The exercise
Look through the records that follow. Copy every line containing the word "Tailwind".

Data entries
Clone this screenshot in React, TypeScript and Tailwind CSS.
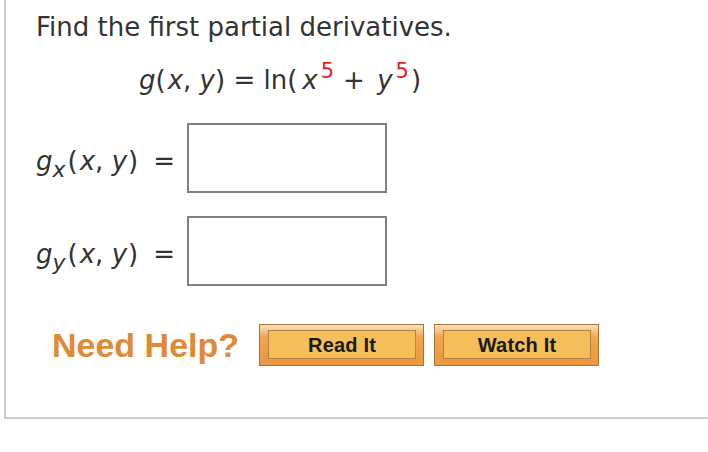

* * *

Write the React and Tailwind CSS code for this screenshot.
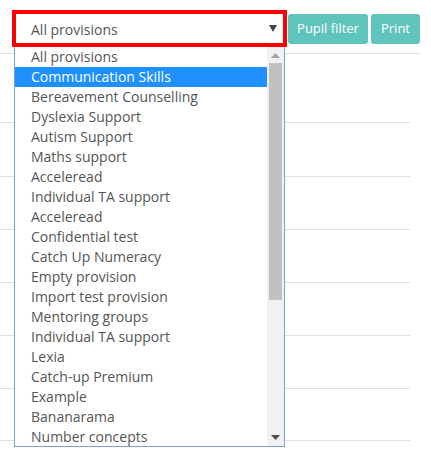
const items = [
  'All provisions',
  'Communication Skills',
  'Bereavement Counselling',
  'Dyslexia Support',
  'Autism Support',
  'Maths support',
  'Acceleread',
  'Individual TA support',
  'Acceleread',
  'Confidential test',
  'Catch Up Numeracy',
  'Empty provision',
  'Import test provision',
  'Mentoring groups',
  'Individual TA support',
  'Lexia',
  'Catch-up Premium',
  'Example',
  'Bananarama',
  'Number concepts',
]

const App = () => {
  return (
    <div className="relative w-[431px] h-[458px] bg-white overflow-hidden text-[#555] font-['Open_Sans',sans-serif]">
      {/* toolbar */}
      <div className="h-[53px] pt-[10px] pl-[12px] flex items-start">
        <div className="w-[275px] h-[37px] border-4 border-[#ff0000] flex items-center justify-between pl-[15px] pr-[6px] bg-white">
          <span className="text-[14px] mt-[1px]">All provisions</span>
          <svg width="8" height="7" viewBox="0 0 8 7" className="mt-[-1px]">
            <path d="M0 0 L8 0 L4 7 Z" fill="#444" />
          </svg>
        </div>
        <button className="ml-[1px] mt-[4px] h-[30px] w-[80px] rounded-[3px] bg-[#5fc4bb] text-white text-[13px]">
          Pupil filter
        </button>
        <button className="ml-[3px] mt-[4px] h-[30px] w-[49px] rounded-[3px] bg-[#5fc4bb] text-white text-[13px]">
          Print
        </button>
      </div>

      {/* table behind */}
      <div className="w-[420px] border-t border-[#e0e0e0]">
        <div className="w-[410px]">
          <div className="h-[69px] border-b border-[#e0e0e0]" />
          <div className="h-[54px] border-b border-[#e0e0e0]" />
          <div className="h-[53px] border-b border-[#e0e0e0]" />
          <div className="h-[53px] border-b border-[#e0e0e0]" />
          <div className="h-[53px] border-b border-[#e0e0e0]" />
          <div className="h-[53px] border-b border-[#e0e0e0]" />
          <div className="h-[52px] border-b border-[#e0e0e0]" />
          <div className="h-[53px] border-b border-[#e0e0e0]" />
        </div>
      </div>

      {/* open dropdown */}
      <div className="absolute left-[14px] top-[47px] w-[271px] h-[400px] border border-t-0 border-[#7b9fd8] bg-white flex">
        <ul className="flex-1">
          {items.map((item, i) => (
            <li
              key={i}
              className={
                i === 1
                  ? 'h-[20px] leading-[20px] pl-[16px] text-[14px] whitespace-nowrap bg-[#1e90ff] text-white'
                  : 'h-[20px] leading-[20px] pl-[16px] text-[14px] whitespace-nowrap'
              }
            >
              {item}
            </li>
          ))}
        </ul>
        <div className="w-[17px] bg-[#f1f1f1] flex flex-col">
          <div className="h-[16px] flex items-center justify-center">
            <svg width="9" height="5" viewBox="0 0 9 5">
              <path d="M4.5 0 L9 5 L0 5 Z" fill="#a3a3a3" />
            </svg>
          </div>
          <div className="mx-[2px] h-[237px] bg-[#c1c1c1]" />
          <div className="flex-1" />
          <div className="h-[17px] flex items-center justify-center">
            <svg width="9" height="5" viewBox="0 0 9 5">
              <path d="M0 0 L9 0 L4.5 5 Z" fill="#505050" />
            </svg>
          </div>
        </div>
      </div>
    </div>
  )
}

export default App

Response to the exercise
Clone this screenshot in React, TypeScript and Tailwind CSS.
Write the React and Tailwind CSS code for this screenshot.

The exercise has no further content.